Kleine deeltjes gecontroleerd verplaatsen, dat is het doel, en het wordt bereikt door hele bouwstenen uit de natuur te gebruiken. Er zit een grote toekomst in, benadrukt Nolte. “Wie snel rijk wil worden, moet chemie gaan doen”, zegt hij zelfs. “We hebben hier nu al vier bedrijfjes, en dat gaat heel goed. Ze ontstaan overal omdat de grote bedrijven zelf geen onderzoek meer doen. Die bestellen nu allerlei organische verbindingen elders. Bijvoorbeeld voor drug-targetting: het op precies de goed plaats afleveren van medicijnen. Je probeert dan bijvoorbeeld kleine bolletjes met medicijnen te maken die kankercellen weten te vinden. Dat is ook allemaal nanotechnologie. Het is een volwassen vak, nuttig voor de maatschappij.”
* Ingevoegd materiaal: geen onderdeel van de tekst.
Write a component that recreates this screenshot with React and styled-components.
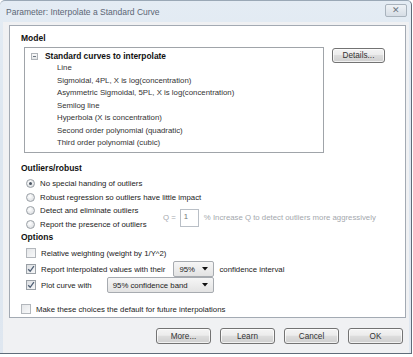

Dat nut, en de in Nederland aanwezige kennis hoopt Nolte nog wat meer uit te gaan dragen. Het Akademiehoogleraarschap geeft hem de mogelijkheid eindelijk een of meer aangeboden gasthoogleraarschappen te aanvaarden. Een tijdje in Leuven of Cambridge doorbrengen, en daar contacten te leggen en te verstevigen, is ook goede PR. En natuurlijk komt er meer tijd vrij om onderzoek te doen. “Onderzoek doe je toch wel”, zegt hij daarover, “want ik kan het niet laten. Maar het wordt steeds meer naar je vrije tijd en naar de weekenden geduwd. En vooral mijn vrouw vindt dat begrijpelijkerwijs niet leuk.”
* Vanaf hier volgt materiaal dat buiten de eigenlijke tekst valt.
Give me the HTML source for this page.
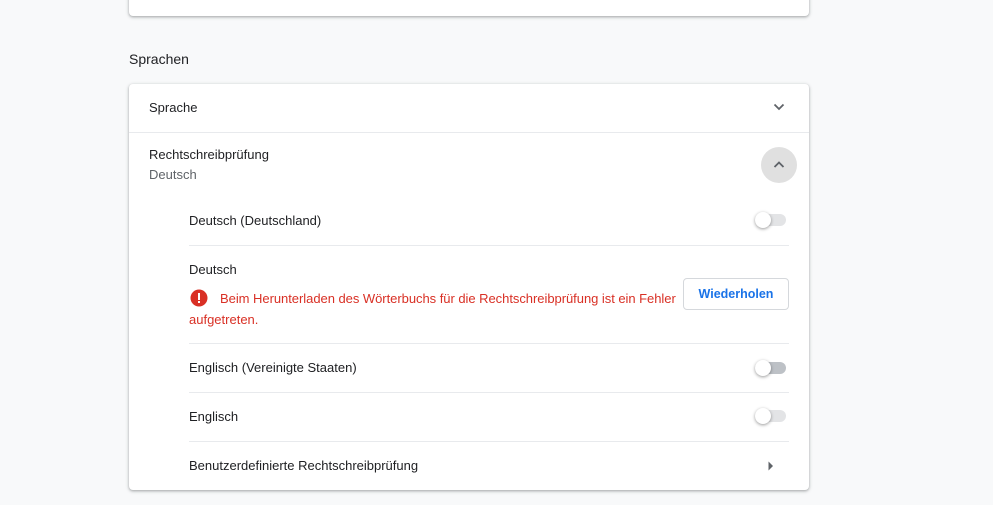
<!DOCTYPE html>
<html><head><meta charset="utf-8"><style>
*{margin:0;padding:0;box-sizing:border-box}
body{width:993px;height:505px;background:#f8f9fa;font-family:"Liberation Sans",Roboto,sans-serif;color:#202124;position:relative;overflow:hidden;font-size:13px}
.card{position:absolute;left:129px;width:680px;background:#fff;border-radius:4px;box-shadow:0 1px 2px rgba(60,64,67,.3),0 1px 3px 1px rgba(60,64,67,.15)}
.t{position:absolute;white-space:nowrap;line-height:16px}
.hr{position:absolute;height:1px;background:#e8eaed}
.tog{position:absolute;left:755px;width:31px;height:12px;border-radius:6px;background:#e3e4e6}
.tog::after{content:"";position:absolute;left:0px;top:-2px;width:16px;height:16px;border-radius:50%;background:#fff;box-shadow:0 1px 3px rgba(0,0,0,.4)}
</style></head><body>
<div class="card" style="top:-10px;height:26px"></div>
<div class="t" style="left:129px;top:51px;font-size:14px;color:#202124">Sprachen</div>
<div class="card" style="top:84px;height:406px"></div>
<div class="t" style="left:149px;top:100px">Sprache</div>
<svg style="position:absolute;left:773px;top:103px" width="12" height="8"><path d="M1.5 1.5 L6 6 L10.5 1.5" stroke="#5f6368" stroke-width="1.8" fill="none"/></svg>
<div class="hr" style="left:129px;width:680px;top:132px"></div>
<div class="t" style="left:149px;top:147px">Rechtschreibprüfung</div>
<div class="t" style="left:149px;top:167px;color:#5f6368">Deutsch</div>
<div style="position:absolute;left:761px;top:147px;width:36px;height:36px;border-radius:50%;background:#e0e0e0"></div>
<svg style="position:absolute;left:773px;top:161px" width="12" height="8"><path d="M1.5 6 L6 1.5 L10.5 6" stroke="#5f6368" stroke-width="1.8" fill="none"/></svg>
<div class="t" style="left:189px;top:213px">Deutsch (Deutschland)</div>
<div class="tog" style="top:214px"></div>
<div class="hr" style="left:189px;width:600px;top:245px"></div>
<div class="t" style="left:189px;top:262px">Deutsch</div>
<svg style="position:absolute;left:190px;top:289px" width="18" height="18"><circle cx="9" cy="9" r="8.5" fill="#d93025"/><rect x="8" y="4" width="2" height="7" fill="#fff"/><rect x="8" y="12" width="2" height="2" fill="#fff"/></svg>
<div class="t" style="left:220px;top:291px;color:#d93025;letter-spacing:-0.04px">Beim Herunterladen des Wörterbuchs für die Rechtschreibprüfung ist ein Fehler</div>
<div class="t" style="left:189px;top:312px;color:#d93025">aufgetreten.</div>
<div style="position:absolute;left:683px;top:278px;width:106px;height:32px;border:1px solid #d5d8dc;border-radius:4px;color:#1a73e8;font-weight:bold;font-size:12.5px;text-align:center;line-height:30px">Wiederholen</div>
<div class="hr" style="left:189px;width:600px;top:343px"></div>
<div class="t" style="left:189px;top:360px">Englisch (Vereinigte Staaten)</div>
<div class="tog" style="top:362px;background:#bdc1c6"></div>
<div class="hr" style="left:189px;width:600px;top:392px"></div>
<div class="t" style="left:189px;top:409px">Englisch</div>
<div class="tog" style="top:410px"></div>
<div class="hr" style="left:189px;width:600px;top:441px"></div>
<div class="t" style="left:189px;top:458px">Benutzerdefinierte Rechtschreibprüfung</div>
<svg style="position:absolute;left:768px;top:461px" width="6" height="10"><path d="M0.5 0.5 L5 5 L0.5 9.5Z" fill="#5f6368"/></svg>
</body></html>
NOOT: In 2003 stelde de KNAW de eerste vijf zogeheten ‘Akademiehoogleraren’ aan. Onderzoekers van tussen de 55 en 60 die zich vijf jaar lang helemaal op onderzoek en onderwijs mogen richten, verlost van bestuurlijke beslommeringen. De Akademie betaalt hun salaris, ze krijgen een extra onderzoeksbudget, en de universiteit waar ze werken moet in hun plaats een veelbelovend iemand aanstellen. Elk jaar worden er een stuk of vijf van die Akademiehoogleraren benoemd. Nolte zat bij de eerste lichting.